What you need to do:
Write out the material again word for word, dropping any images it holds.

Data extract:
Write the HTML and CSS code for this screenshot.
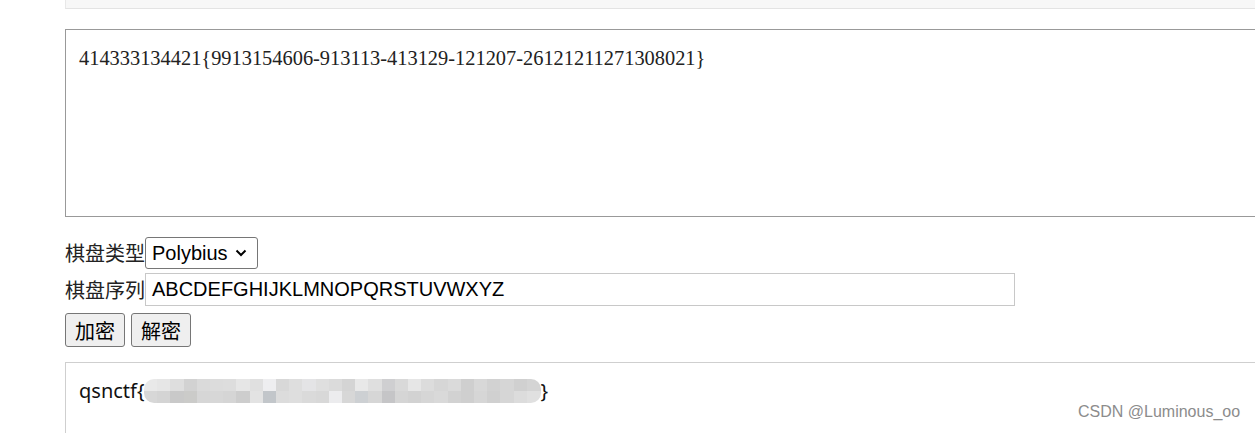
FILE: index.html
```html
<!DOCTYPE html>
<html lang="zh-CN">
<head>
<meta charset="utf-8">
<title>Polybius</title>
<link rel="stylesheet" href="styles.css">
</head>
<body>
<div class="page">
  <div class="topbox"></div>
  <textarea class="cipher" spellcheck="false">414333134421{9913154606-913113-413129-121207-26121211271308021}</textarea>
  <div class="row row-type">
    <label class="label">棋盘类型</label>
    <div class="select">
      <span class="select-text">Polybius</span>
      <svg class="chev" width="12" height="8" viewBox="0 0 12 8"><path d="M1.5 1.5 L6 6 L10.5 1.5" fill="none" stroke="#000" stroke-width="2"/></svg>
    </div>
  </div>
  <div class="row row-seq">
    <label class="label">棋盘序列</label>
    <div class="input">ABCDEFGHIJKLMNOPQRSTUVWXYZ</div>
  </div>
  <div class="buttons">
    <button class="btn">加密</button>
    <button class="btn">解密</button>
  </div>
  <div class="output"><span class="out-text">qsnctf{</span><span class="mosaic"><span class="mrow mtop"></span><span class="mrow mbot"></span></span><span class="out-text">}</span></div>
</div>
<div class="watermark">CSDN @Luminous_oo</div>
</body>
</html>
```
FILE: styles.css
```css
html, body {
  margin: 0;
  padding: 0;
  background: #fff;
  overflow: hidden;
  height: 433px;
}
.page {
  padding-left: 65px;
  display: flex;
  flex-direction: column;
  align-items: flex-start;
}
.topbox {
  width: 1300px;
  height: 9px;
  background: #f7f7f7;
  border-left: 1px solid #e8e8e8;
  border-bottom: 1px solid #e3e3e3;
  box-sizing: border-box;
}
.cipher {
  margin: 20px 0 0 0;
  width: 1300px;
  height: 188px;
  box-sizing: border-box;
  border: 1px solid #999;
  padding: 14px 13px 12px;
  font-family: "Liberation Serif", serif;
  font-size: 20.4px;
  line-height: 28px;
  color: #222;
  resize: none;
  outline: none;
  background: #fff;
}
.row {
  display: flex;
  align-items: center;
}
.row-type { margin-top: 20px; height: 32px; }
.row-seq { margin-top: 4px; height: 33px; }
.label {
  font-family: "Noto Sans CJK SC", sans-serif;
  font-size: 20px;
  line-height: 24px;
  color: #222;
  width: 80px;
}
.select {
  box-sizing: border-box;
  width: 113px;
  height: 32px;
  border: 1px solid #767676;
  border-radius: 3px;
  display: flex;
  align-items: center;
  justify-content: space-between;
  padding: 0 10px 0 6px;
  background: #fff;
}
.select-text {
  font-family: "Liberation Sans", Arial, sans-serif;
  font-size: 20px;
  color: #000;
}
.chev { display: block; }
.input {
  box-sizing: border-box;
  width: 870px;
  height: 33px;
  border: 1px solid #c8c8c8;
  padding: 0 6px;
  display: flex;
  align-items: center;
  font-family: "Liberation Sans", Arial, sans-serif;
  font-size: 20px;
  color: #000;
}
.buttons {
  display: flex;
  gap: 6px;
  margin-top: 7px;
}
.btn {
  box-sizing: border-box;
  width: 60px;
  height: 34px;
  border: 1px solid #767676;
  border-radius: 3px;
  background: #efefef;
  font-family: "Noto Sans CJK SC", sans-serif;
  font-size: 20px;
  color: #000;
  padding: 0;
  display: flex;
  align-items: center;
  justify-content: center;
}
.output {
  margin-top: 15px;
  width: 1300px;
  height: 120px;
  box-sizing: border-box;
  border: 1px solid #cfcfcf;
  padding: 14px 13px;
  display: flex;
  align-items: flex-start;
}
.out-text {
  font-family: "Noto Sans", sans-serif;
  font-size: 20px;
  line-height: 28px;
  color: #111;
}
.mosaic {
  display: flex;
  flex-direction: column;
  width: 397px;
  margin-top: 2px;
  border-radius: 10px;
  overflow: hidden;
  margin-left: -1px;
}
.mrow {
  display: block;
  height: 12px;
}
.mtop {
  background: linear-gradient(to right,
    #e9e9e9 0 13.2px, #e6e6e6 13.2px 26.4px, #dedede 26.4px 39.6px, #d2d2d2 39.6px 52.8px,
    #dadada 52.8px 66px, #dcdcdc 66px 79.2px, #dddddd 79.2px 92.4px, #e6e6e6 92.4px 105.6px,
    #e0e0e0 105.6px 118.8px, #eeeef0 118.8px 132px, #d8d8d8 132px 145.2px, #dedede 145.2px 158.4px,
    #e4e4e6 158.4px 171.6px, #dfdfdf 171.6px 184.8px, #dbdbdb 184.8px 198px, #d4d4d4 198px 211.2px,
    #e8e8e8 211.2px 224.4px, #dfdfdf 224.4px 237.6px, #cfcfd1 237.6px 250.8px, #d9d9d9 250.8px 264px,
    #e6e6e6 264px 277.2px, #dcdcdc 277.2px 290.4px, #d6d6d6 290.4px 303.6px, #dadada 303.6px 316.8px,
    #cfcfcf 316.8px 330px, #d8d8d8 330px 343.2px, #d2d2d2 343.2px 356.4px, #d6d6d6 356.4px 369.6px,
    #d0d0d0 369.6px 382.8px, #d4d4d4 382.8px 397px);
}
.mbot {
  background: linear-gradient(to right,
    #d7d7d7 0 13.2px, #d4d4d4 13.2px 26.4px, #c9c9c9 26.4px 39.6px, #cbcbc9 39.6px 52.8px,
    #d6d6d6 52.8px 66px, #d7d7d7 66px 79.2px, #d5d5d5 79.2px 92.4px, #cdcdcd 92.4px 105.6px,
    #e3e3e3 105.6px 118.8px, #c2c6ca 118.8px 132px, #dcdcdc 132px 145.2px, #dedede 145.2px 158.4px,
    #dadada 158.4px 171.6px, #d8d8d8 171.6px 184.8px, #ececee 184.8px 198px, #d7d7d7 198px 211.2px,
    #cdd0d3 211.2px 224.4px, #d6d6d6 224.4px 237.6px, #c5c5c7 237.6px 250.8px, #d5d5d5 250.8px 264px,
    #d2d2d2 264px 277.2px, #d6d6d6 277.2px 290.4px, #d9d9d9 290.4px 303.6px, #d2d2d2 303.6px 316.8px,
    #cfcfcf 316.8px 330px, #d6d6d6 330px 343.2px, #d0d0d0 343.2px 356.4px, #d6d6d6 356.4px 369.6px,
    #dcdcdc 369.6px 382.8px, #e0e0e0 382.8px 397px);
}
.watermark {
  position: absolute;
  left: 1078px;
  top: 403px;
  font-family: "Liberation Sans", Arial, sans-serif;
  font-size: 16px;
  color: #8c8c8c;
  white-space: nowrap;
}
```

Answer to the problem:
Write the HTML and CSS code for this screenshot.
FILE: index.html
```html
<!DOCTYPE html>
<html lang="zh-CN">
<head>
<meta charset="utf-8">
<title>Polybius</title>
<link rel="stylesheet" href="styles.css">
</head>
<body>
<div class="page">
  <div class="topbox"></div>
  <textarea class="cipher" spellcheck="false">414333134421{9913154606-913113-413129-121207-26121211271308021}</textarea>
  <div class="row row-type">
    <label class="label">棋盘类型</label>
    <div class="select">
      <span class="select-text">Polybius</span>
      <svg class="chev" width="12" height="8" viewBox="0 0 12 8"><path d="M1.5 1.5 L6 6 L10.5 1.5" fill="none" stroke="#000" stroke-width="2"/></svg>
    </div>
  </div>
  <div class="row row-seq">
    <label class="label">棋盘序列</label>
    <div class="input">ABCDEFGHIJKLMNOPQRSTUVWXYZ</div>
  </div>
  <div class="buttons">
    <button class="btn">加密</button>
    <button class="btn">解密</button>
  </div>
  <div class="output"><span class="out-text">qsnctf{</span><span class="mosaic"><span class="mrow mtop"></span><span class="mrow mbot"></span></span><span class="out-text">}</span></div>
</div>
<div class="watermark">CSDN @Luminous_oo</div>
</body>
</html>
```
FILE: styles.css
```css
html, body {
  margin: 0;
  padding: 0;
  background: #fff;
  overflow: hidden;
  height: 433px;
}
.page {
  padding-left: 65px;
  display: flex;
  flex-direction: column;
  align-items: flex-start;
}
.topbox {
  width: 1300px;
  height: 9px;
  background: #f7f7f7;
  border-left: 1px solid #e8e8e8;
  border-bottom: 1px solid #e3e3e3;
  box-sizing: border-box;
}
.cipher {
  margin: 20px 0 0 0;
  width: 1300px;
  height: 188px;
  box-sizing: border-box;
  border: 1px solid #999;
  padding: 14px 13px 12px;
  font-family: "Liberation Serif", serif;
  font-size: 20.4px;
  line-height: 28px;
  color: #222;
  resize: none;
  outline: none;
  background: #fff;
}
.row {
  display: flex;
  align-items: center;
}
.row-type { margin-top: 20px; height: 32px; }
.row-seq { margin-top: 4px; height: 33px; }
.label {
  font-family: "Noto Sans CJK SC", sans-serif;
  font-size: 20px;
  line-height: 24px;
  color: #222;
  width: 80px;
}
.select {
  box-sizing: border-box;
  width: 113px;
  height: 32px;
  border: 1px solid #767676;
  border-radius: 3px;
  display: flex;
  align-items: center;
  justify-content: space-between;
  padding: 0 10px 0 6px;
  background: #fff;
}
.select-text {
  font-family: "Liberation Sans", Arial, sans-serif;
  font-size: 20px;
  color: #000;
}
.chev { display: block; }
.input {
  box-sizing: border-box;
  width: 870px;
  height: 33px;
  border: 1px solid #c8c8c8;
  padding: 0 6px;
  display: flex;
  align-items: center;
  font-family: "Liberation Sans", Arial, sans-serif;
  font-size: 20px;
  color: #000;
}
.buttons {
  display: flex;
  gap: 6px;
  margin-top: 7px;
}
.btn {
  box-sizing: border-box;
  width: 60px;
  height: 34px;
  border: 1px solid #767676;
  border-radius: 3px;
  background: #efefef;
  font-family: "Noto Sans CJK SC", sans-serif;
  font-size: 20px;
  color: #000;
  padding: 0;
  display: flex;
  align-items: center;
  justify-content: center;
}
.output {
  margin-top: 15px;
  width: 1300px;
  height: 120px;
  box-sizing: border-box;
  border: 1px solid #cfcfcf;
  padding: 14px 13px;
  display: flex;
  align-items: flex-start;
}
.out-text {
  font-family: "Noto Sans", sans-serif;
  font-size: 20px;
  line-height: 28px;
  color: #111;
}
.mosaic {
  display: flex;
  flex-direction: column;
  width: 397px;
  margin-top: 2px;
  border-radius: 10px;
  overflow: hidden;
  margin-left: -1px;
}
.mrow {
  display: block;
  height: 12px;
}
.mtop {
  background: linear-gradient(to right,
    #e9e9e9 0 13.2px, #e6e6e6 13.2px 26.4px, #dedede 26.4px 39.6px, #d2d2d2 39.6px 52.8px,
    #dadada 52.8px 66px, #dcdcdc 66px 79.2px, #dddddd 79.2px 92.4px, #e6e6e6 92.4px 105.6px,
    #e0e0e0 105.6px 118.8px, #eeeef0 118.8px 132px, #d8d8d8 132px 145.2px, #dedede 145.2px 158.4px,
    #e4e4e6 158.4px 171.6px, #dfdfdf 171.6px 184.8px, #dbdbdb 184.8px 198px, #d4d4d4 198px 211.2px,
    #e8e8e8 211.2px 224.4px, #dfdfdf 224.4px 237.6px, #cfcfd1 237.6px 250.8px, #d9d9d9 250.8px 264px,
    #e6e6e6 264px 277.2px, #dcdcdc 277.2px 290.4px, #d6d6d6 290.4px 303.6px, #dadada 303.6px 316.8px,
    #cfcfcf 316.8px 330px, #d8d8d8 330px 343.2px, #d2d2d2 343.2px 356.4px, #d6d6d6 356.4px 369.6px,
    #d0d0d0 369.6px 382.8px, #d4d4d4 382.8px 397px);
}
.mbot {
  background: linear-gradient(to right,
    #d7d7d7 0 13.2px, #d4d4d4 13.2px 26.4px, #c9c9c9 26.4px 39.6px, #cbcbc9 39.6px 52.8px,
    #d6d6d6 52.8px 66px, #d7d7d7 66px 79.2px, #d5d5d5 79.2px 92.4px, #cdcdcd 92.4px 105.6px,
    #e3e3e3 105.6px 118.8px, #c2c6ca 118.8px 132px, #dcdcdc 132px 145.2px, #dedede 145.2px 158.4px,
    #dadada 158.4px 171.6px, #d8d8d8 171.6px 184.8px, #ececee 184.8px 198px, #d7d7d7 198px 211.2px,
    #cdd0d3 211.2px 224.4px, #d6d6d6 224.4px 237.6px, #c5c5c7 237.6px 250.8px, #d5d5d5 250.8px 264px,
    #d2d2d2 264px 277.2px, #d6d6d6 277.2px 290.4px, #d9d9d9 290.4px 303.6px, #d2d2d2 303.6px 316.8px,
    #cfcfcf 316.8px 330px, #d6d6d6 330px 343.2px, #d0d0d0 343.2px 356.4px, #d6d6d6 356.4px 369.6px,
    #dcdcdc 369.6px 382.8px, #e0e0e0 382.8px 397px);
}
.watermark {
  position: absolute;
  left: 1078px;
  top: 403px;
  font-family: "Liberation Sans", Arial, sans-serif;
  font-size: 16px;
  color: #8c8c8c;
  white-space: nowrap;
}
```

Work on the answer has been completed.